Tips to fine-tune and (not) benchmark your app on Fly.io

It’s safe to assume Fly.io can support thousands of requests or connections per second and can keep hundreds of thousands of them live at any given moment. This is even truer when the clients connect from multiple geographic locations.

That settled, you can still use the following guidelines to gather data to fine-tune and optimize your app and configuration to run on Fly.io.

Fly.io metrics

We have various ways to access metrics for the Fly Proxy, your app, and Fly Machines. Learn more about Fly Metrics.

  • Edge HTTP response time is the total time it takes to respond with the first HTTP response headers.
  • App HTTP response time is the same, but only considers your app’s response time, not the overhead of routing, load balancing, retries, and so on.

CPU and memory resource usage are interesting, but are rarely the culprit unless you have everything else in your benchmark right. The application logic often is often the issue when it comes to excessive CPU and memory usage.

Routing

Check which Fly.io region you’re reaching.

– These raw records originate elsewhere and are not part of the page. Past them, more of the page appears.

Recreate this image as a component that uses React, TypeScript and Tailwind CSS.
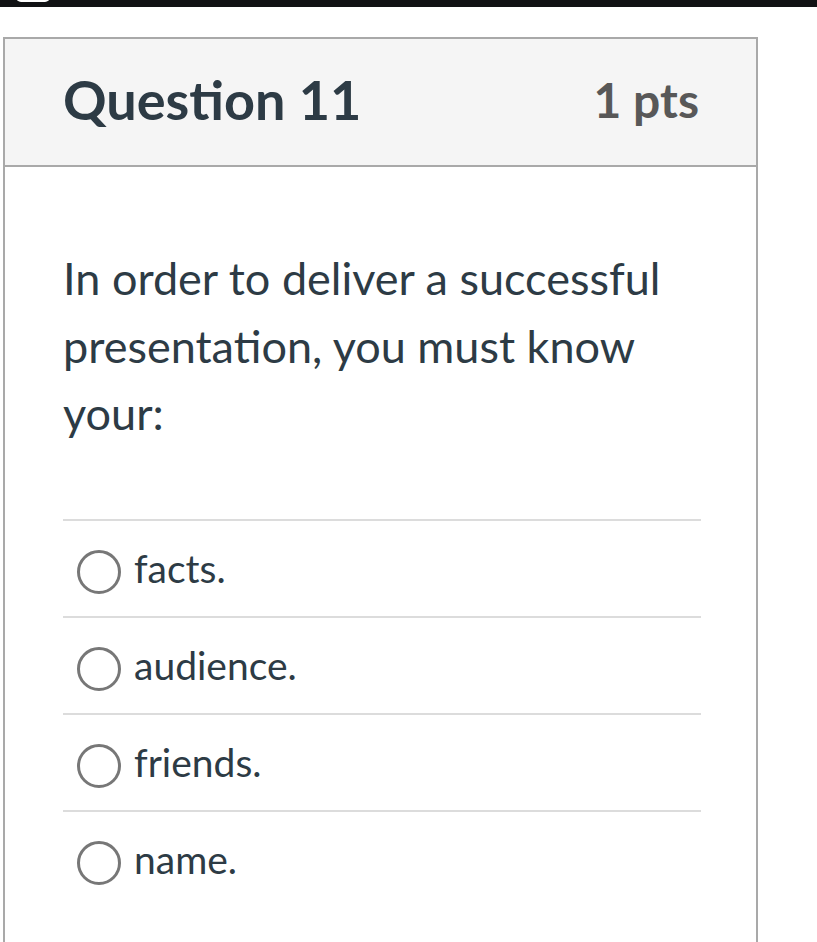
import React from "react";

const answers = ["facts.", "audience.", "friends.", "name."];

export default function App() {
  return (
    <div className="min-h-screen bg-white font-['Lato',sans-serif] text-[#2d3b45]">
      {/* top bar */}
      <div className="flex h-[7px] overflow-hidden bg-[#111214] pl-[16px]">
        <div className="-mt-[10px] h-[12px] w-[34px] rounded-[5px] bg-white" />
      </div>

      <div className="ml-[3px] mt-[30px] w-[755px] border-2 border-b-0 border-[#a9a9a9]">
        {/* header */}
        <div className="flex h-[128px] items-center justify-between border-b-2 border-[#a9a9a9] bg-[#f5f5f5] pb-[5px] pl-[58px] pr-[57px]">
          <h2 className="text-[54px] font-bold leading-none">Question 11</h2>
          <div className="text-[48px] font-bold leading-none text-[#585858]">1 pts</div>
        </div>

        {/* body */}
        <div className="pb-[120px] pl-[58px] pr-[55px] pt-[78px]">
          <p className="text-[45px] leading-[1.5]">
            In order to deliver a successful presentation, you must know your:
          </p>

          <div className="mt-[71px]">
            {answers.map((a) => (
              <div
                key={a}
                className="flex h-[97px] items-start border-t-2 border-[#dcdcdc] pl-[14px]"
              >
                <span className="mt-[29px] h-[44px] w-[44px] shrink-0 rounded-full border-[3px] border-[#777777]" />
                <span className="ml-[13px] mt-[28px] text-[39px] leading-none">{a}</span>
              </div>
            ))}
          </div>
        </div>
      </div>
    </div>
  );
}
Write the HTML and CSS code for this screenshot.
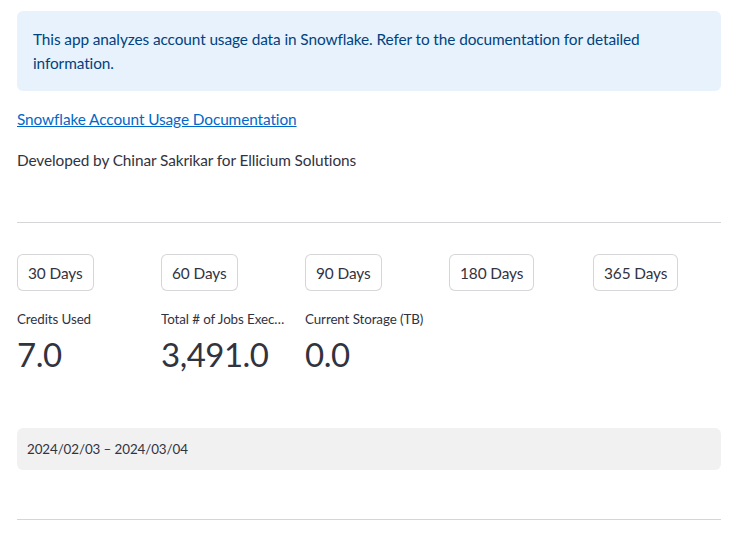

The region you reach should be the fastest region for you, which may not be the closest geographically. You can use the debug.fly.dev server to check your region:

curl debug.fly.dev

Use traceroute or mtr to see the routing to Fly.io.

For example:

traceroute debug.fly.dev

Check the base latency for the region you’re reaching:

ping debug.fly.dev

Important: Do you have a stable internet connection? ping can jitter quite a bit on bad routes.

Application logic and performance

Some common culprits of excessive CPU and memory usage are:

  • Using a single thread
  • Blocking
  • Various misconfigurations, for example, wrong or missing environment variables

HTTP response times

Fly.io HTTP response time metrics measure how long it takes for your app to start responding with headers, not the response body.

Multithreading

If your app has multiple threads, make sure that contention isn’t an issue. You can also scale CPU resources as needed.

Fly.io configuration

Some configuration settings that are more likely to affect app performance and benchmarking.

Machine sizing

Right-size Machines to use more parallel processing. Learn more about Machine sizing.

Concurrency settings for connections or requests

Refer to our guidelines for concurrency settings.

Auto stop and start feature

Auto stop and start can be turned off if you want to test the performance of your app without that variable.

If you don’t turn off auto stop and start, then you’ll likely have some pretty high p99 values due to the initial cost of the Fly Proxy queueing connections while waiting for the Machine to start.

Distributed systems

Fly.io has rate limits and hard limits outside of the control of each app; these limits are per edge and per service. If you test from a single location, then you’ll hit our rate limits much faster than if you test from multiple locations.

Pay attention to how your benchmarking nodes are routing. Inefficient routing adds latency and will skew your results. If incorrect routing is causing issues with your app testing or your production apps, then post in community or contact support (depending on you plan) and we’ll look into it with our network providers.

Challenges with benchmarking

You probably won’t be able to realistically benchmark your app for a combination of reasons, including:

  • Users will have a large variety of ISPs and be routed differently based on ad hoc peering agreements, sometimes in non-optimal ways.
  • It’s difficult to remove the Anycast routing factor from benchmarking; you have to live with it.

In some cases, a better option might be to send part of your real traffic to Fly.io and then compare metrics.